BUCHAREST, Romania (AP) — Romania’s crackdown on corruption and fraud in recent years has created a sudden and unexpected literary boom, as prisoners publish hundreds of non-fiction books on subjects as varied as soccer, real estate, God and gemstones.
It’s quite a feat for inmates with no access to books or the Internet, often without tables in their cells. Reports that one book, of 212 pages, was written in seven hours, has only increased suspicions that the improbable treatises are often ghost-written or plagiarized.
Under Romanian law, prisoners can have their sentences reduced by 30 days for every “scientific work” they publish, subject to a judge’s decision on whether the book merits it. Prisoners pay publishing houses to print their works — though they won’t be found in any bookshop.
The law dates from the communist era and was aimed at imprisoned intellectuals who were not suitable for manual labor. Skilled manual workers are able to work to reduce their sentences.
Until recently only a handful of such books were published, but in 2014 that rose to 90 — and in 2015 it spiraled to 340.
Prosecutors are investigating whether rich and well-connected convicts are paying university professors — who are required to approve the subjects of the books — or others to write them for them.
A prosecutors’ statement cited the case of the 212-page book written by an unidentified prisoner in under seven hours, as well as a 180-page book written in 12 hours.
Laura Stefan, an analyst at the Expert Forum think tank, which promotes transparency and good governance, says the “scientific works” coming out of Romania’s jails have more to do with the wealth and influence of the inmates than their literary talent.
“What we are seeing … is the result of high-level people ending up in jail. These very powerful people are also rich and they can afford to have high-quality counsel, lawyers who teach them how to use the legislation,” she told The Associated Press.
“The quality of the work is poor, and some are bluntly copied.”
Allegations of plagiarism against ministers and high-ranking figures are commonplace in Romania, yet rarely investigated. A university panel in 2012 found that former Prime Minister Victor Ponta plagiarized his 2003 doctoral thesis,
Justice Minister Raluca Pruna has called for the law to be abolished in an emergency ordinance.
“I noticed a very large growth (in publications) in a very short space of time,” Pruna told the AP. “It was clear the procedure had not been applied in a strict manner.”
She favors new legislation that would put writing a book on a par with activities such as painting and theater, which would together be taken into consideration when ruling on early release.
The books are generally highly specialized or full of photos and short on text and would pass unnoticed were it not for the high-profile authors — including former Prime Minister Adrian Nastase, a football club owner and a TV mogul— or the fact they were apparently penned on a prison bed.
Nastase, who published prolifically before he served two prison sentences for corruption, wrote two books while in jail. He declined to be interviewed for this article.
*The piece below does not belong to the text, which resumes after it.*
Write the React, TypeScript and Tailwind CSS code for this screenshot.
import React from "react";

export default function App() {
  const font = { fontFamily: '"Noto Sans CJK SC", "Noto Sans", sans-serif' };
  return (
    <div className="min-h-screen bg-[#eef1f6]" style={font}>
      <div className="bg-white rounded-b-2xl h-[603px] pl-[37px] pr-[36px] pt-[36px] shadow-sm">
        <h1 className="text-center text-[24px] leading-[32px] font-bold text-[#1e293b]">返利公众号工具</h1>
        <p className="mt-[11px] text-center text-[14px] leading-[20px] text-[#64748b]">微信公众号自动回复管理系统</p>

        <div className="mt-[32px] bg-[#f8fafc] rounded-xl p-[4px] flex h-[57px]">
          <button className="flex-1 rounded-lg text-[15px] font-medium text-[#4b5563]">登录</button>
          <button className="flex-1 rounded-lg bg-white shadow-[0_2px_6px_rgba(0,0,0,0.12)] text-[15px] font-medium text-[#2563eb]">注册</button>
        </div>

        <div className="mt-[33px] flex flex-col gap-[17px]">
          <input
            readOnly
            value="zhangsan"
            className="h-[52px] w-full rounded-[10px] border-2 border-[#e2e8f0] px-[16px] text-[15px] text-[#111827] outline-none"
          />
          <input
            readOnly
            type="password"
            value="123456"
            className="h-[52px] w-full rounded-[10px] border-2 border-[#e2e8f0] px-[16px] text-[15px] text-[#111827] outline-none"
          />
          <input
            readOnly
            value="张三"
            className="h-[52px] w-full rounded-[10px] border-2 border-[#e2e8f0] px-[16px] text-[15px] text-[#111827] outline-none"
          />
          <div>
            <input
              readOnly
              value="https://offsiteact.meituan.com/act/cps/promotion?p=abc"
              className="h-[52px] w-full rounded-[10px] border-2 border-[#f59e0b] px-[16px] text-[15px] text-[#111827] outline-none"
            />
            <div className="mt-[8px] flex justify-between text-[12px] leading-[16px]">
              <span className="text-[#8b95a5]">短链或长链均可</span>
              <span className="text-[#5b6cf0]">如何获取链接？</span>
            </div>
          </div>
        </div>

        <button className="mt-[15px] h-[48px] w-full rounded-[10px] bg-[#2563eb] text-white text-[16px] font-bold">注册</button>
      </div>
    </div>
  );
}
However, graphic artist Marina Popovici, one of those sentenced alongside Nastase in 2012 for money-laundering and complicity to abuse of the public interest, praised the law and said it gave well-educated prisoners something productive to do.
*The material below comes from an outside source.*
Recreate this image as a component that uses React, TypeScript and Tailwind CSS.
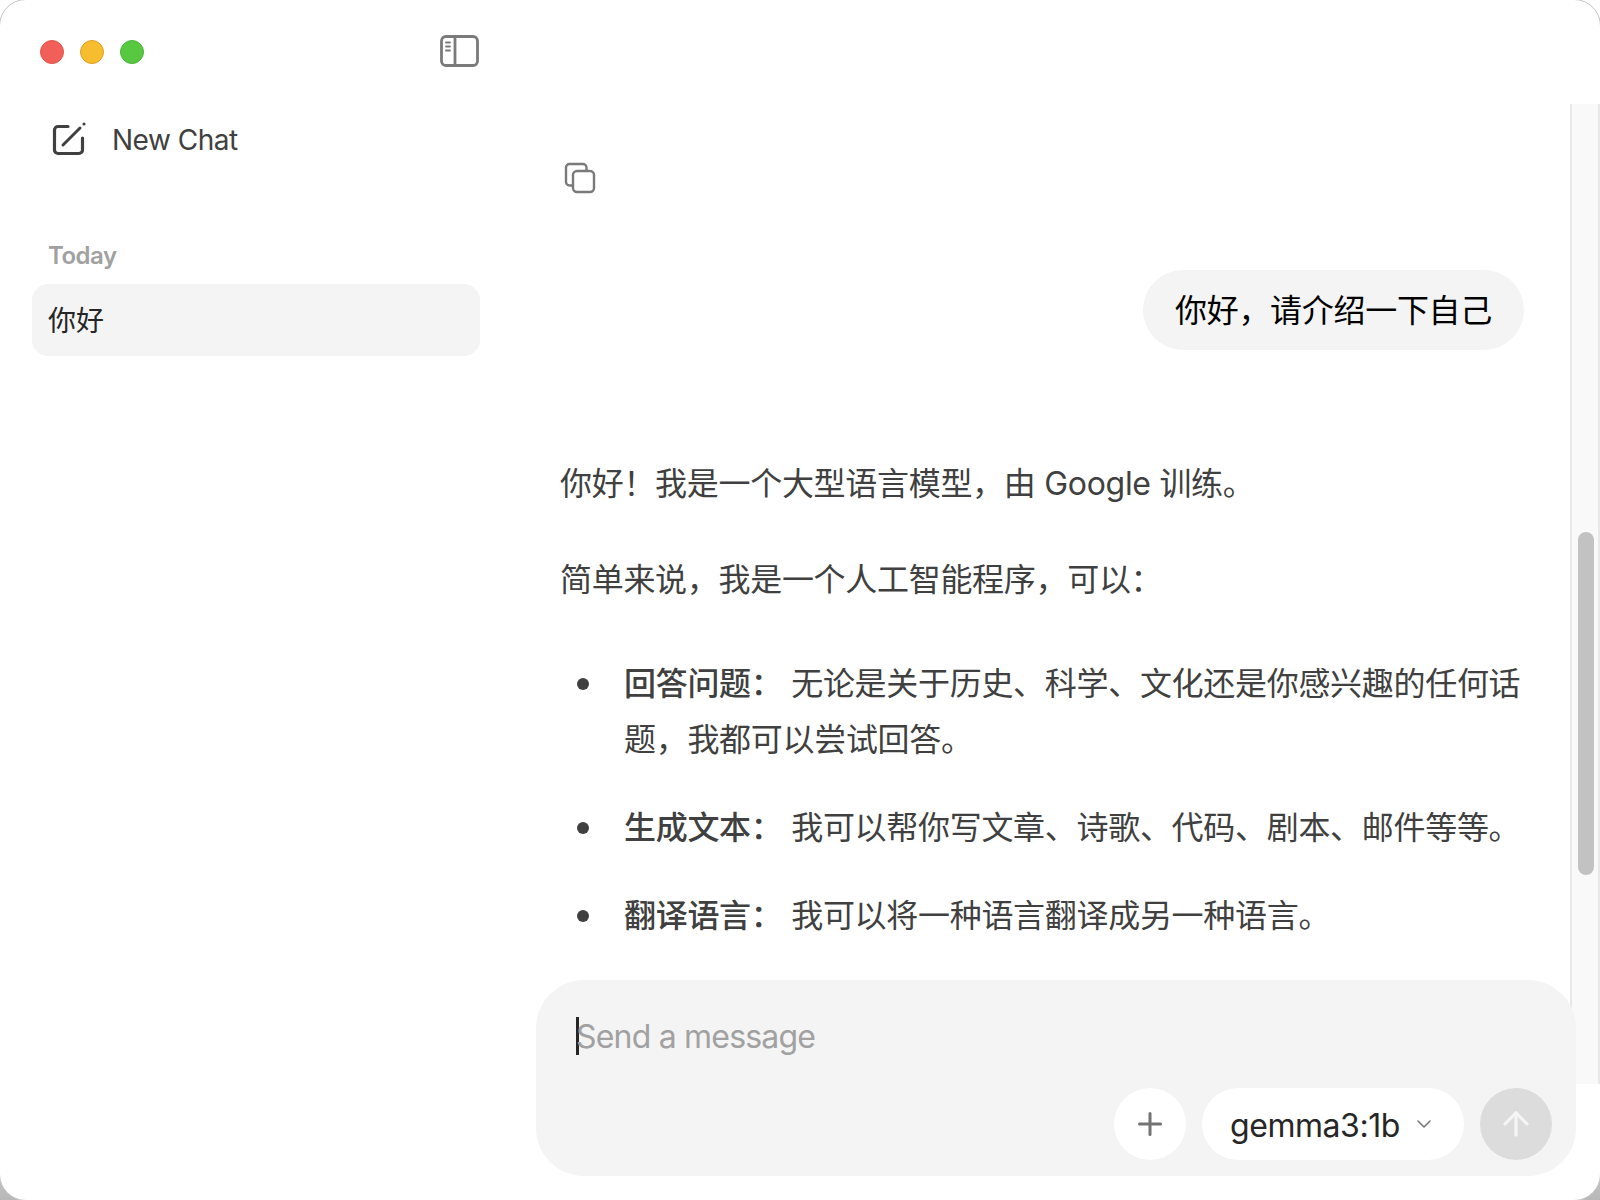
import React from 'react';
import { ArrowUp, ChevronDown, Plus } from 'lucide-react';

const ComposeIcon = () => (
  <svg width="36" height="36" viewBox="0 0 36 36" fill="none" stroke="#404040" strokeLinecap="round" strokeLinejoin="round">
    <path d="M17 6.500H7A3.500 3.500 0 0 0 3.500 10v20A3.500 3.500 0 0 0 7 33.500h21a3.500 3.500 0 0 0 3.500-3.500V18" strokeWidth="3.200" />
    <path d="M12 25 29 8" strokeWidth="3" />
    <circle cx="33" cy="4" r="1.600" fill="#404040" stroke="none" />
  </svg>
);

const SidebarIcon = () => (
  <svg width="39" height="32" viewBox="0 0 39 32" fill="none" stroke="#7a7a7a" strokeLinecap="round">
    <rect x="1.500" y="1.500" width="36" height="29" rx="4.500" strokeWidth="2.800" />
    <path d="M15 2v28" strokeWidth="2.800" />
    <path d="M6 7.500h4M6 11.500h4M6 15.500h4" strokeWidth="1.800" />
  </svg>
);

const CopyIcon = () => (
  <svg width="32" height="32" viewBox="0 0 32 32" fill="none" stroke="#7a7a7a" strokeWidth="2.400">
    <path d="M8 23.500H5.500A3.500 3.500 0 0 1 2 20V5.500A3.500 3.500 0 0 1 5.500 2H19a3.500 3.500 0 0 1 3.500 3.500V9" />
    <rect x="9" y="9" width="21" height="21" rx="4" fill="#ffffff" />
  </svg>
);

const ListItem = ({ title, children }: { title: string; children: React.ReactNode }) => (
  <li className="flex">
    <div className="flex h-14 w-16 shrink-0 items-center pl-[17px]">
      <span className="h-3 w-3 rounded-full bg-neutral-700" />
    </div>
    <p className="w-[910px]">
      <strong className="font-medium">{title}</strong> {children}
    </p>
  </li>
);

export default function App() {
  return (
    <div className="h-[1200px] w-[1600px] overflow-hidden bg-[linear-gradient(#ffffff_85%,#b8b8b8)]">
      <div
        className="-m-px flex h-[1202px] w-[1602px] overflow-hidden rounded-[27px] border border-[#c4c4c4] bg-white text-neutral-700"
        style={{ fontFamily: 'Inter, "Noto Sans CJK SC", sans-serif' }}
        lang="zh-CN"
      >
        {/* Sidebar */}
        <aside className="flex w-[512px] shrink-0 flex-col pl-8">
          <div className="flex h-[104px] items-center">
            <div className="ml-2 flex gap-4">
              <span className="h-6 w-6 rounded-full border border-[#e0534c] bg-[#f25f58]" />
              <span className="h-6 w-6 rounded-full border border-[#dfa023] bg-[#f6bd2e]" />
              <span className="h-6 w-6 rounded-full border border-[#48b53a] bg-[#57c83f]" />
            </div>
            <div className="mb-[2px] ml-[296px]">
              <SidebarIcon />
            </div>
          </div>
          <button className="mt-[14px] flex items-center pl-[19px] text-[28px] leading-9 tracking-[-0.5px] text-neutral-700">
            <ComposeIcon />
            <span className="ml-[25px] mt-[4px]">New Chat</span>
          </button>
          <div className="mt-[82px] pl-[16px] text-[24px] font-semibold leading-8 tracking-[-0.5px] text-neutral-400">Today</div>
          <div className="mt-[12px] flex h-[72px] w-[448px] items-center rounded-2xl bg-[#f4f4f4] pl-[16px] pt-[2px] text-[28px] text-neutral-800">
            你好
          </div>
        </aside>

        {/* Main column */}
        <main className="relative flex min-w-0 flex-1 flex-col">
          <div className="h-[104px] shrink-0" />
          <div className="flex min-h-0 flex-1">
            <div className="flex-1 pl-12 text-[32px] leading-14 tracking-[-0.3px]">
              <div className="ml-[4px] mt-[58px]">
                <CopyIcon />
              </div>
              <div className="mt-[76px] flex justify-end pr-[46px]">
                <div className="rounded-[40px] bg-[#f4f4f4] px-8 pb-[11px] pt-[13px] text-black">你好，请介绍一下自己</div>
              </div>
              <p className="mt-[106px]">你好！我是一个大型语言模型，由 Google 训练。</p>
              <p className="mt-10">简单来说，我是一个人工智能程序，可以：</p>
              <ul className="mt-12 flex flex-col gap-8">
                <ListItem title="回答问题：">无论是关于历史、科学、文化还是你感兴趣的任何话题，我都可以尝试回答。</ListItem>
                <ListItem title="生成文本：">我可以帮你写文章、诗歌、代码、剧本、邮件等等。</ListItem>
                <ListItem title="翻译语言：">我可以将一种语言翻译成另一种语言。</ListItem>
              </ul>
            </div>
            {/* Scrollbar */}
            <div className="mb-[116px] w-[30px] shrink-0 border-x-2 border-x-[#e8e8e8] bg-[#f9f9f9] pl-[6px] pt-[428px]">
              <div className="h-[343px] w-4 rounded-full bg-[#c2c2c2]" />
            </div>
          </div>

          {/* Composer */}
          <div className="absolute left-6 top-[980px] flex h-[196px] w-[1040px] flex-col rounded-[48px] bg-[#f4f4f4] pb-4 pl-10 pr-6">
            <div className="mt-[37px] flex h-[38px] items-center text-[32px] tracking-[-0.8px] text-neutral-400">
              <span className="-mr-[3px] h-[38px] w-[3px] bg-neutral-800" />
              <span className="mt-[2px]">Send a message</span>
            </div>
            <div className="mt-auto flex items-center justify-end gap-4">
              <button className="flex h-[72px] w-[72px] items-center justify-center rounded-full bg-white text-neutral-500">
                <Plus size={36} strokeWidth={2} />
              </button>
              <button className="flex h-[72px] w-[262px] items-center rounded-full bg-white pl-7 text-[32px] tracking-[-0.45px] text-neutral-800">
                <span className="mt-[3px]">gemma3:1b</span>
                <ChevronDown className="ml-[12px]  text-neutral-500" size={24} strokeWidth={1.500} />
              </button>
              <button className="flex h-[72px] w-[72px] items-center justify-center rounded-full bg-[#dcdcdc] text-neutral-100">
                <ArrowUp size={38} strokeWidth={2} />
              </button>
            </div>
          </div>
        </main>
      </div>
    </div>
  );
}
“As a person who was active, I wanted to do something so as not to waste my time,” she said, clutching her book, “Precious Colored Gemstones.” She said she was given supervised access to a computer and insisted she wrote the book herself. Freed in 2015, she claims she was wrongly convicted and is appealing at the European Court of Human Rights.
Journalist and former senator Sorin Rosca Stanescu served nine months of a 2½-year sentence he was handed for using privileged information and setting up an organized crime group. He wrote three books on the Romanian press and Romania’s political life and now teaches classes about corruption plaguing the Romanian press. He also insists he wrote his own books.
But it’s hardly surprising that in such difficult conditions — prisoners rely on family and friends to photocopy pages from reference books and don’t have desks in their cells — and with most convicts first-time authors, there are suspicions some prisoners simply hired others to write for them.
Steaua football club owner Gigi Becali recently admitted that he didn’t write the four books that came out under his name on subjects ranging from Mount Athos to “merciful love and redemption.” The former European Parliament lawmaker was sentenced to 3½ years prison in May 2013 for a land exchange deal, kidnapping and match fixing. He did not respond to messages requesting an interview.
Lawmaker Gabriela Anghel, who’s taking Stanescu’s class on media corruption, thinks the law is wrong.
“It’s not right to reduce someone’s sentence based on a book they may not have written. They should write, but not get their sentence reduced because of it,” she said.